A minimum configuration requires two disk drives on each server: one to boot Windows and the other to boot the Virtual FTserver OS. Each server has a pair of Gigabit Ethernet adapters that's dedicated to communications between the two CoServers. Another Ethernet adapter in each server, called the CoServer Management Link, lets an administrator communicate directly with the CoServer. You can configure up to four additional Ethernet adapters in each CoServer for public network communication—these are the network links that user and application communication traverses.

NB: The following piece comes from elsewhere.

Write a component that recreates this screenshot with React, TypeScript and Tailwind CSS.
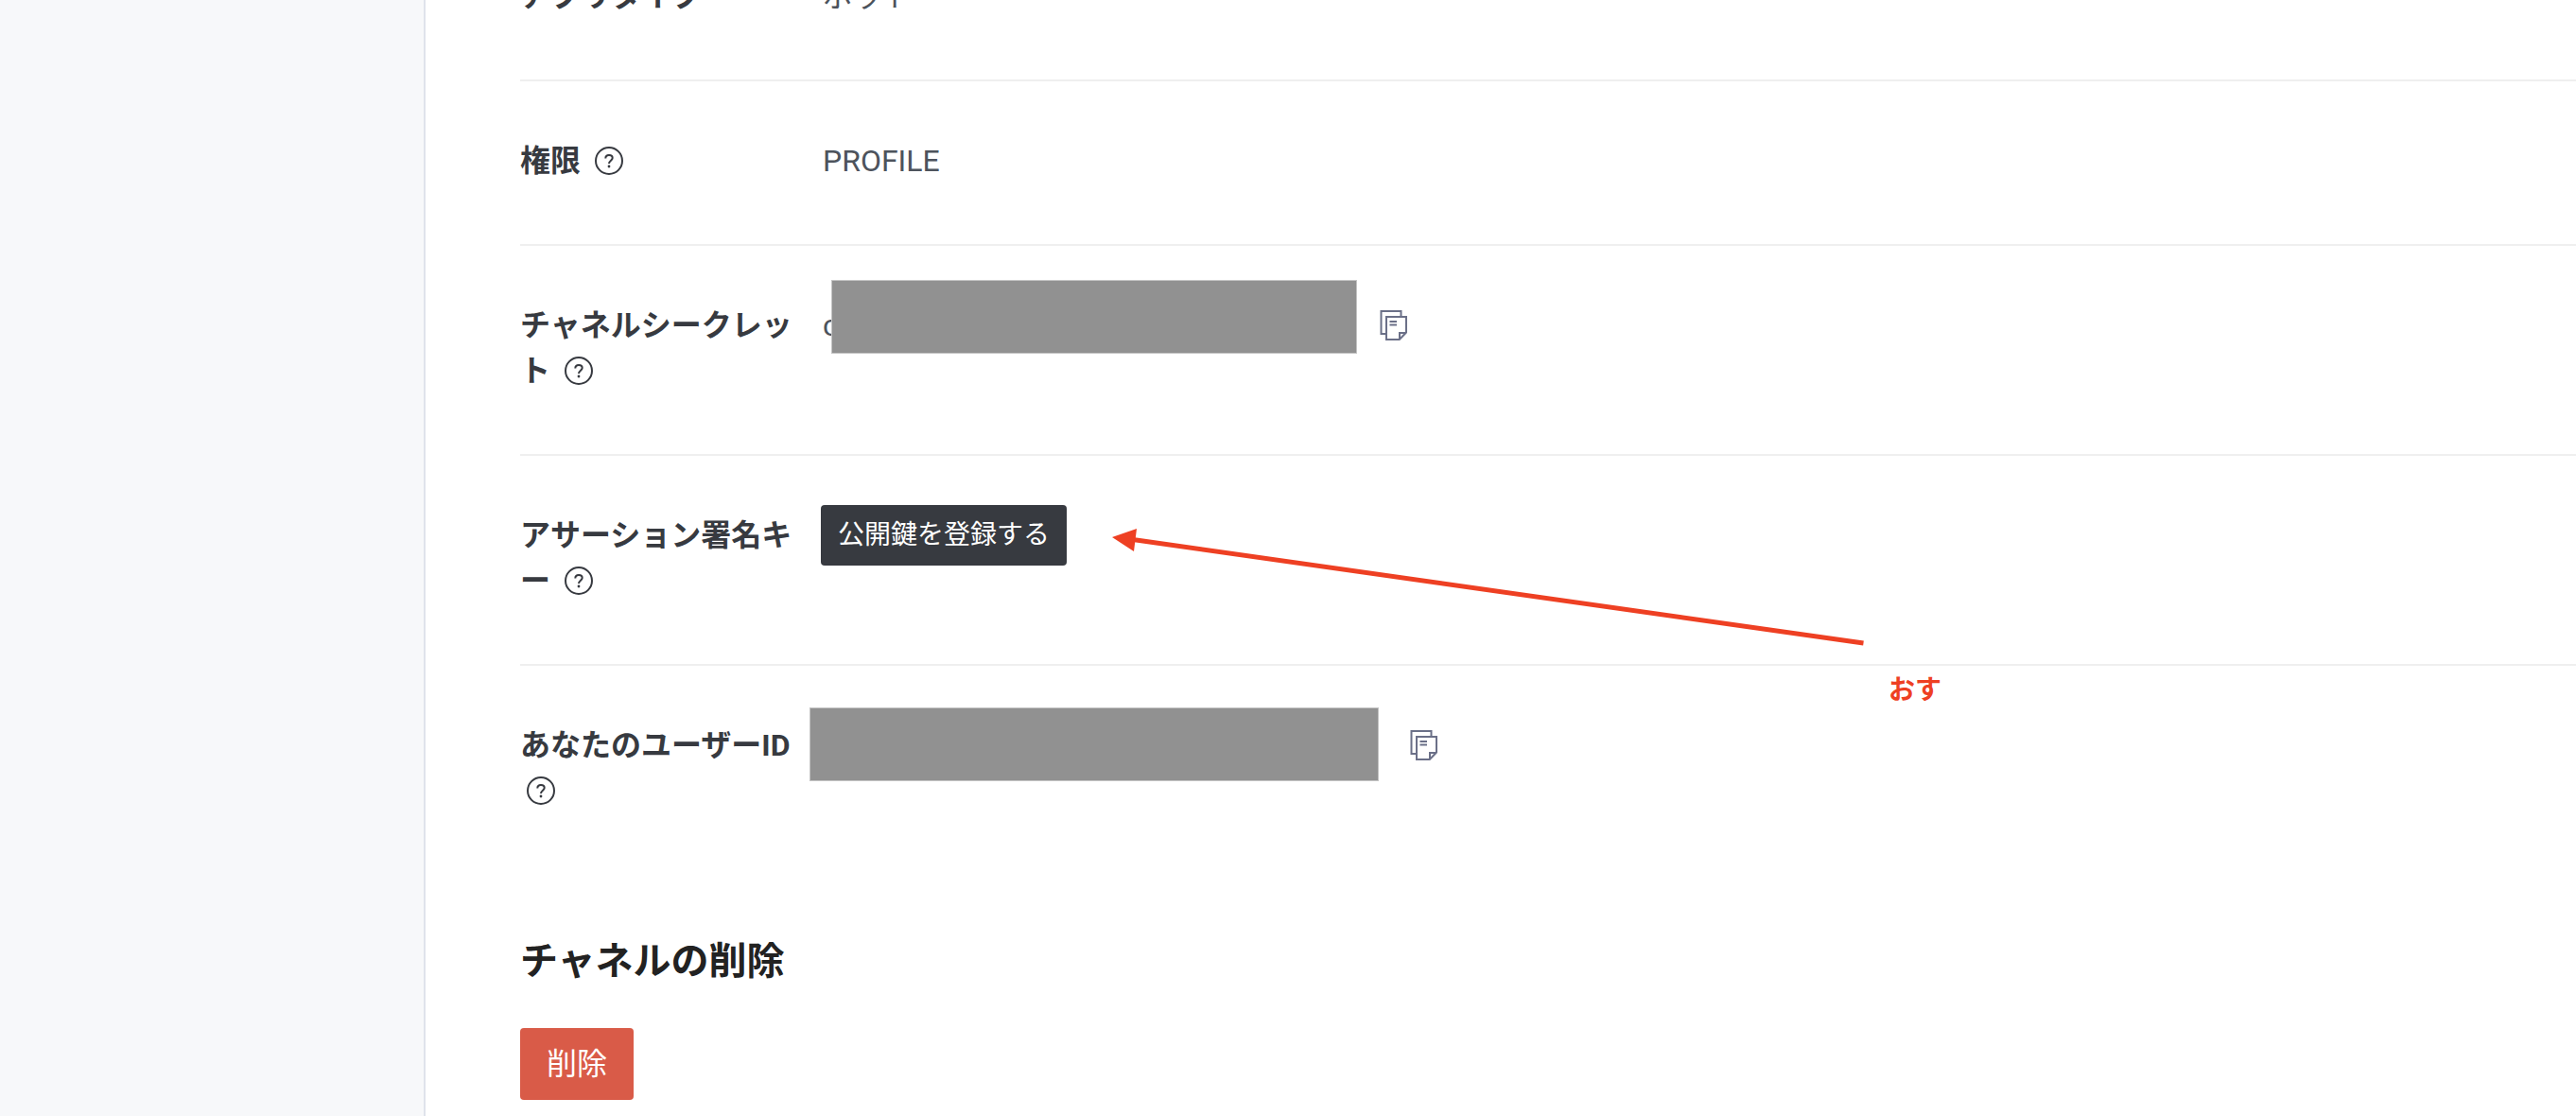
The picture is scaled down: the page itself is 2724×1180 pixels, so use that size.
import type { ReactNode } from 'react';

interface SettingRowProps {
  label: string;
  help?: boolean;
  last?: boolean;
  children: ReactNode;
}

function HelpButton({ label }: { label: string }) {
  return (
    <button type="button" aria-label={`${label}のヘルプ`} className="mb-1.5 ml-[7px] inline-block align-middle">
      <svg className="h-[30px] w-[30px]" viewBox="0 0 30 30" fill="none" stroke="currentColor">
        <circle cx="15" cy="15" r="14" strokeWidth="2" />
        <path d="M11.3 12.4C11.3 10.1 12.8 8.9 15 8.9S18.7 10.1 18.7 12.1C18.7 14.6 15 14.9 15 18" strokeWidth="2" />
        <circle cx="15" cy="21" r="1.4" fill="currentColor" stroke="none" />
      </svg>
    </button>
  );
}

function CopyButton({ label }: { label: string }) {
  return (
    <button type="button" aria-label={label} className="block text-[#6b7088]">
      <svg className="h-8 w-[30px]" viewBox="0 0 30 32" fill="none" stroke="currentColor" strokeWidth="2">
        <path d="M6.5 25H1.5V1H22.5V6.5" />
        <path d="M7 7H28V23.5L20.8 31H7Z" />
        <path d="M21 31V24H28" />
        <path d="M10.5 12H18M10.5 15.5H18" />
      </svg>
    </button>
  );
}

function SettingRow({ label, help, last, children }: SettingRowProps) {
  return (
    <div className={last ? 'flex pt-[60px]' : 'flex border-b-2 border-[#efefef] pt-[60px] pb-16'}>
      <dt className="w-80 shrink-0 pr-5 font-bold text-[#373a40]">
        {label} {help && <HelpButton label={label} />}
      </dt>
      <dd className="relative min-w-0 flex-1 text-[#4d535c]">{children}</dd>
    </div>
  );
}

export default function App() {
  return (
    <div
      lang="ja"
      className="relative flex h-screen overflow-hidden bg-white font-[Roboto,'Noto_Sans_CJK_JP',sans-serif] text-[32px] leading-[48px]"
    >
      <aside className="w-[450px] shrink-0 border-r-2 border-[#dfe3eb] bg-[#f7f8fa]" />

      <main className="min-w-0 flex-1 pl-[100px]">
        <dl className="-mt-[88px]">
          <SettingRow label="アプリタイプ">ボット</SettingRow>

          <SettingRow label="権限" help>
            PROFILE
          </SettingRow>

          <SettingRow label="チャネルシークレット" help>
            <div className="flex h-12 items-center">
              <span className="w-[589px]">c</span>
              <CopyButton label="チャネルシークレットをコピー" />
            </div>
            <span className="absolute -top-6 left-[9px] h-[78px] w-[556px] border border-[#c4c4c4] bg-[#919191]" />
          </SettingRow>

          <SettingRow label="アサーション署名キー" help>
            <button
              type="button"
              className="-mt-2 -ml-0.5 block h-16 rounded bg-[#373a40] px-[18px] text-[28px] text-white"
            >
              公開鍵を登録する
            </button>
          </SettingRow>

          <SettingRow label="あなたのユーザーID" help last>
            <div className="flex h-12 items-center pl-[621px]">
              <CopyButton label="ユーザーIDをコピー" />
            </div>
            <span className="absolute -top-4 -left-3.5 h-[78px] w-[602px] border border-[#c4c4c4] bg-[#919191]" />
          </SettingRow>
        </dl>

        <section className="mt-[127px]">
          <h2 className="text-[40px] leading-[60px] font-bold text-[#222222]">チャネルの削除</h2>
          <button type="button" className="mt-10 block rounded bg-[#d95b48] px-7 py-[14px] text-white">
            削除
          </button>
        </section>
      </main>

      {/* annotation */}
      <div className="pointer-events-none absolute top-[550px] left-[1170px] text-[#ee4023]">
        <svg className="h-[140px] w-[810px]" viewBox="0 0 810 140" fill="currentColor">
          <path d="M6 18L32 9L29 33Z" />
          <path d="M28 20.5L800.5 130" stroke="currentColor" strokeWidth="5" />
        </svg>
        <p className="absolute top-[156px] left-[827px] text-[28px] font-bold whitespace-nowrap">おす</p>
      </div>
    </div>
  );
}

When the two Endurance CoServers boot up, the first server to start waits for the second to establish communication over the two CoServer links, named CSLink1 and CSLink2. After communication is established, the first server starts Virtual FTserver, the protected virtual server that runs applications. When initialization of Virtual FTserver has been completed on the first server, Endurance copies the context of the first server—including the current state of virtual server memory and the next instruction scheduled to execute—to the second server, momentarily stopping the first server to complete the synchronization. When the servers are synchronized, they begin redundant, fault-tolerant operation, executing in lockstep. If a CoServer isn't available (e.g., it's down for maintenance or repair), the administrator can mark it disabled, and Endurance will run the functioning Virtual FTserver in non–fault-tolerant mode.
Endurance supports as much local disk storage as the physical server configuration supports. Mirrored pairs of disks, one in each CoServer, provide fault tolerance. The Endurance Device Redirector presents the virtual server with a single-disk view of the mirrored pair and manages the mirrored operation of the physical disks. After running in single-server (non–fault-tolerant) mode, Endurance performs a rapid remirror by copying only the disk sectors that were modified during single-server operation.
You use the Endurance Manager GUI, which Figure 1 shows, to monitor and manage Endurance. Endurance Manager runs on Windows XP and Win2K workstations that can communicate with the NICs configured as the CoServer Management Links. In addition, the MTCCONS command lets you perform routine tasks either from a CoServer or remotely.
Installing Endurance is a rather lengthy procedure but is well documented in Marathon’s Installation Guide. At its conclusion, Virtual FTserver is running in fault-tolerant mode as a virtual server that uses both CoServers. You control the virtual server by using Virtual FTserver Desktop (aka Endurance Desktop) from either one of the CoServers. Endurance Desktop operates similarly to remote control applications—you interact with the virtual server when Endurance Desktop has input focus and with the CoServer when the input focus is outside Endurance Desktop.
Marathon Technologies sells Endurance Virtual FTserver only through authorized resellers at a suggested retail price that starts at $12,000 for a uniprocessor version with 1 year of support and upgrades. Fully configured systems sell for less than $20,000.
PolyServe Matrix Server
PolyServe Matrix Server is the first Windows-oriented product from a company that has been serving the Linux market for several years. Matrix Server combines the PolyServe SAN File System (PSFS) with the features of PolyServe Matrix HA, a separate product that provides clustering functionality.
A PolyServe matrix consists of as many as 16 servers connected to SAN-based data storage. PSFS is at the heart of Matrix Server and lets you grow application processing power by adding nodes to the cluster in lieu of using larger (and more expensive) SMP servers. PSFS supports concurrent access to shared data by multiple cluster nodes with a distributed lock manager that coordinates file updates. Full journaling of data updates promotes rapid recovery from hardware failures. Because Matrix Server doesn't require a master/slave relationship between nodes, the administrator is free to configure failover of an application to any other node in the cluster. Matrix Server supports multiple host bus adapters (HBAs), redundant SAN switches, and multiple NICs for enhanced node availability. Integrated fabric management supports Brocade Communications Systems and McDATA switches and automatically adjusts cluster-node configuration in response to both data-path failures and reestablished data paths. Matrix Server supports most IA-32 servers from major manufactures and isn't limited to hardware on Microsoft’s cluster-certified list.
The PolyServe Management Console (mxconsole.exe), a Java-based GUI, is the primary administrative interface. As Figure 2 shows, the Management Console allows management of all cluster nodes from a central management station. A command-line interface, mx.exe, supports scripted operation. Currently, no SNMP interface or Windows Management Instrumentation (WMI) provider is available.
Matrix Server lets administrators add or delete nodes from a cluster while other nodes of the cluster continue to operate normally—no halting or pausing is necessary. For enhanced security and performance, administrators can specify which network or networks Matrix Server will use for cluster management traffic. Also, access to administrative functions is password-protected. Only the primary administrative user can change the matrix configuration. Other users, created by using the Matrix Server UserManager or the Mxpasswd command, can only view the matrix configuration. A flexible event-notification system can send administrators event information through email messages, pages, the PolyServe Management Console, or another user-defined process.